Superfluities Redux

by George Hunka
Artistic director, theatre minima

A Theatre Surrounds a City:
Vienna's Burgtheater


Friday, 12 December 2008

Following Up

Bond is back
(Photo: Eamonn McCabe)

What a difference a year makes. I wrote last November about the lack of productions in the English-language theatre of plays by English-language dramatists like Edward Bond, and now Bond is all over the place; at least, he's all over the Internet. Helen Shaw provides a short interview with Edward Bond at Time Out New York this week (Bond's Chair, directed by Robert Woodruff, runs at Theatre for a New Audience through the end of December); this interview leads to Garrett Eisler's puckish comment at Playgoer, which followed upon my own brief mention of Bond earlier this week. And now, with my caption to the photo above, we can finally retire all of the easy puns and James Bond references (Time Out New York: "His word is Bond"; Playgoer: "Bond. Edward Bond") and, resting assured in our popcult literacy, get back to work.
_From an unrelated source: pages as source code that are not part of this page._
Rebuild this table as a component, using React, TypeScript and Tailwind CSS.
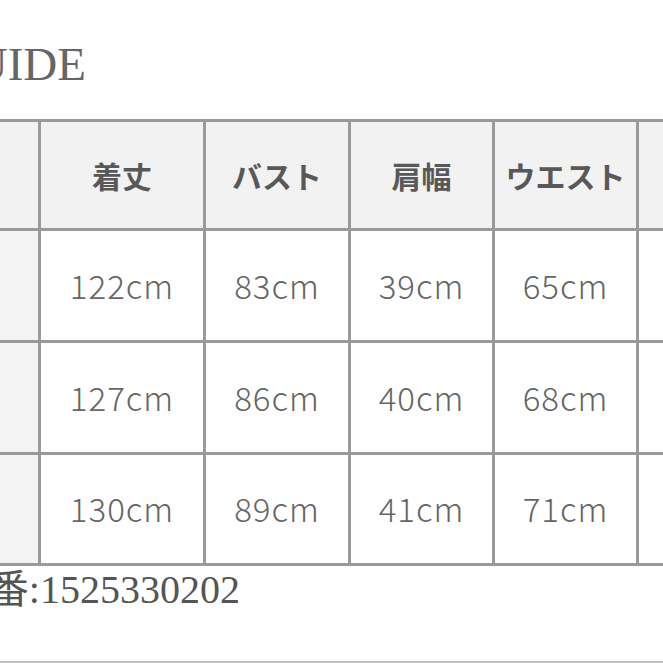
import React from "react";

const headers = ["着丈", "バスト", "肩幅", "ウエスト"];

const rows = [
  ["122cm", "83cm", "39cm", "65cm"],
  ["127cm", "86cm", "40cm", "68cm"],
  ["130cm", "89cm", "41cm", "71cm"],
];

const serif = { fontFamily: '"Liberation Serif", "Noto Sans CJK JP", serif' };
const gothic = { fontFamily: '"Noto Sans CJK JP", sans-serif' };

const SizeGuide = () => {
  return (
    <div className="w-[663px] h-[663px] overflow-hidden bg-white flex flex-col">
      {/* Title, left part runs off the page */}
      <div className="mt-[41px] w-[86px] flex justify-end whitespace-nowrap">
        <h1 className="text-[47px] leading-none text-[#666]" style={serif}>
          SIZE GUIDE
        </h1>
      </div>

      {/* Table */}
      <div
        className="mt-[31px] -ml-[80px] w-max grid grid-cols-[118px_162px_142px_141px_141px_120px] grid-rows-[106px_109px_109px_108px] gap-[3px] py-[3px] bg-[#9a9a9a]"
        style={gothic}
      >
        <div className="bg-[#f2f2f2]" />
        {headers.map((h) => (
          <div
            key={h}
            className="bg-[#f2f2f2] flex items-center justify-center text-[30px] font-bold text-[#585858]"
          >
            {h}
          </div>
        ))}
        <div className="bg-[#f2f2f2]" />

        {rows.map((row, i) => (
          <React.Fragment key={i}>
            <div className="bg-[#f3f3f3]" />
            {row.map((v, j) => (
              <div
                key={j}
                className="bg-white flex items-center justify-center text-[33px] font-light tracking-[1px] text-[#666]"
              >
                {v}
              </div>
            ))}
            <div className="bg-white" />
          </React.Fragment>
        ))}
      </div>

      {/* Product number */}
      <div className="mt-[4px] w-[240px] flex justify-end whitespace-nowrap">
        <p className="text-[40px] leading-none text-[#555]" style={serif}>
          品番:1525330202
        </p>
      </div>

      <div className="mt-auto h-[2px] bg-[#c2c2c2]" />
    </div>
  );
};

export default SizeGuide;
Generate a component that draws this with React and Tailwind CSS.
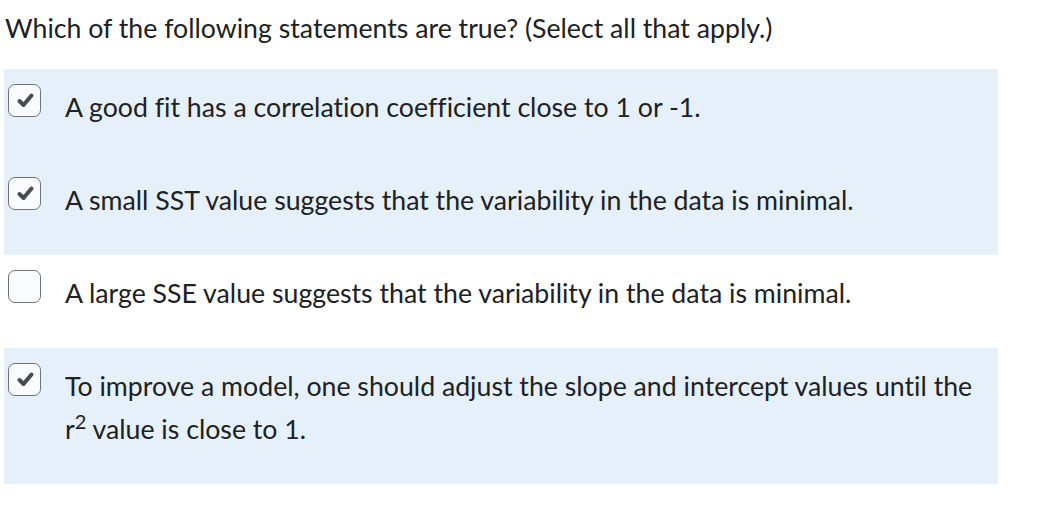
import React from "react";

function Check() {
  return (
    <svg width="31" height="31" viewBox="0 0 31 31" fill="none">
      <path d="M10.5 16 L14.5 20 L22.5 10.5" stroke="#494c4e" strokeWidth="4" strokeLinecap="round" strokeLinejoin="round" />
    </svg>
  );
}

function Row({ checked, children }) {
  return (
    <div className={`flex items-start pl-[4px] pr-[8px] pt-[15px] pb-[33px] ${checked ? "bg-[#e6f0fa]" : "bg-white"}`}>
      <div className="w-[33px] h-[33px] shrink-0 rounded-[7px] border border-[#6e7477] bg-[#f9fbff] flex items-center justify-center">
        {checked && <Check />}
      </div>
      <div className="ml-[24px] mt-[2px] text-[26.7px] leading-[43px] text-[#202122] [font-variant-ligatures:none]">{children}</div>
    </div>
  );
}

export default function App() {
  return (
    <div className="w-[1056px] h-[515px] bg-white" style={{ fontFamily: "Lato, 'Noto Sans', sans-serif" }}>
      <div className="pl-[5px] pt-[8px] text-[26.7px] leading-[40px] text-[#202122] [font-variant-ligatures:none]">
        Which of the following statements are true? (Select all that apply.)
      </div>
      <div className="ml-[4px] w-[994px] mt-[21px]">
        <Row checked>A good fit has a correlation coefficient close to 1 or -1.</Row>
        <Row checked>A small SST value suggests that the variability in the data is minimal.</Row>
        <Row>A large SSE value suggests that the variability in the data is minimal.</Row>
        <Row checked>
          To improve a model, one should adjust the slope and intercept values until the r<sup className="text-[20px]">2</sup> value is close to 1.
        </Row>
      </div>
    </div>
  );
}
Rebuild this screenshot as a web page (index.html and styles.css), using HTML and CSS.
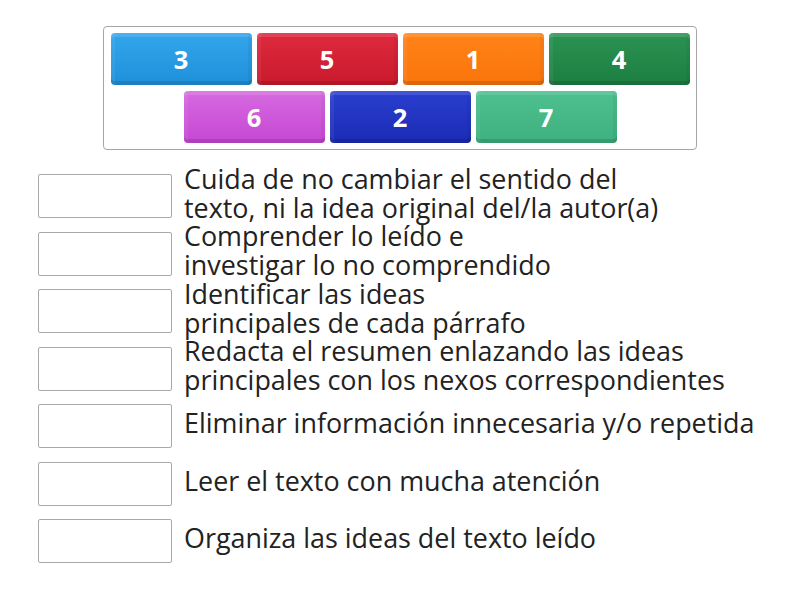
FILE: index.html
```html
<!DOCTYPE html>
<html lang="es">
<head>
<meta charset="utf-8">
<link rel="stylesheet" href="styles.css">
</head>
<body>
<div class="bank">
  <div class="tile t-blue">3</div>
  <div class="tile t-red">5</div>
  <div class="tile t-orange">1</div>
  <div class="tile t-green">4</div>
  <div class="tile t-purple">6</div>
  <div class="tile t-navy">2</div>
  <div class="tile t-teal">7</div>
</div>
<div class="list">
  <div class="row"><div class="slot"></div><div class="label">Cuida de no cambiar el sentido del<br>texto, ni la idea original del/la autor(a)</div></div>
  <div class="row"><div class="slot"></div><div class="label">Comprender lo leído e<br>investigar lo no comprendido</div></div>
  <div class="row"><div class="slot"></div><div class="label">Identificar las ideas<br>principales de cada párrafo</div></div>
  <div class="row"><div class="slot"></div><div class="label">Redacta el resumen enlazando las ideas<br>principales con los nexos correspondientes</div></div>
  <div class="row"><div class="slot"></div><div class="label">Eliminar información innecesaria y/o repetida</div></div>
  <div class="row"><div class="slot"></div><div class="label">Leer el texto con mucha atención</div></div>
  <div class="row"><div class="slot"></div><div class="label">Organiza las ideas del texto leído</div></div>
</div>
</body>
</html>
```
FILE: styles.css
```css
html, body { margin: 0; padding: 0; background: #fff; }
body { font-family: "Open Sans", "Liberation Sans", sans-serif; color: #222; }

.bank {
  box-sizing: border-box;
  width: 594px;
  margin: 26px 0 0 103px;
  border: 1px solid #a6a6a6;
  border-radius: 4px;
  padding: 6px 6px 6px 6px;
  display: flex;
  flex-wrap: wrap;
  justify-content: center;
  gap: 6px 5px;
}
.tile {
  box-sizing: border-box;
  width: 141px;
  height: 52px;
  border-radius: 4px;
  display: flex;
  align-items: center;
  justify-content: center;
  color: #fff;
  font-weight: 700;
  font-size: 25.5px;
  box-shadow: inset 0 -4px 0 rgba(0,0,0,0.12), inset 0 4px 0 rgba(255,255,255,0.12), inset 4px 0 0 rgba(255,255,255,0.06), inset -4px 0 0 rgba(0,0,0,0.04);
}
.t-blue { background: linear-gradient(#33a6ec, #1e90da); }
.t-red { background: linear-gradient(#de2a3e, #c91a2c); }
.t-orange { background: linear-gradient(#ff8418, #fb740a); }
.t-green { background: linear-gradient(#2a9452, #1d7e42); }
.t-purple { background: linear-gradient(#d66ae0, #c647d4); }
.t-navy { background: linear-gradient(#2a3fcf, #1b2bb4); }
.t-teal { background: linear-gradient(#4dc18f, #3fb07f); }

.list {
  margin: 24px 0 0 38px;
  display: flex;
  flex-direction: column;
  gap: 13.5px;
}
.row {
  display: flex;
  align-items: center;
  height: 44px;
}
.slot {
  box-sizing: border-box;
  flex: none;
  width: 134px;
  height: 44px;
  border: 1px solid #a9a9a9;
  border-radius: 2px;
  background: #fff;
}
.label {
  margin-left: 12px;
  font-size: 26.9px;
  line-height: 29px;
  white-space: nowrap;
  margin-top: -7px;
}
```
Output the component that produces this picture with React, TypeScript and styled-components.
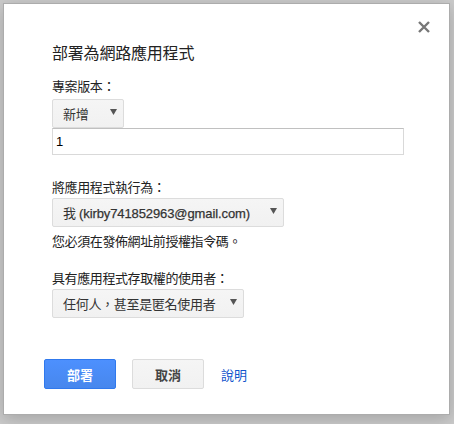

At the Guardian today, the Village Voice's Alexis Soloski writes about Christopher Shinn's recent essay in the Index on Censorship, which I first wrote about on Wednesday 3 December; Shinn responds to Soloski in the comments section at the Guardian. As Shinn points out there, he's not doubting the claim that writers are writing political plays in violent opposition to the current regime, only that there are narrow limits to the content of this opposition and these plays, and that these limits are by and large driven by the fears of dramatists losing stages for their work and the fears of these stages losing their subscribers and funders. My own thoughts can be read in the link to my own post earlier in this paragraph.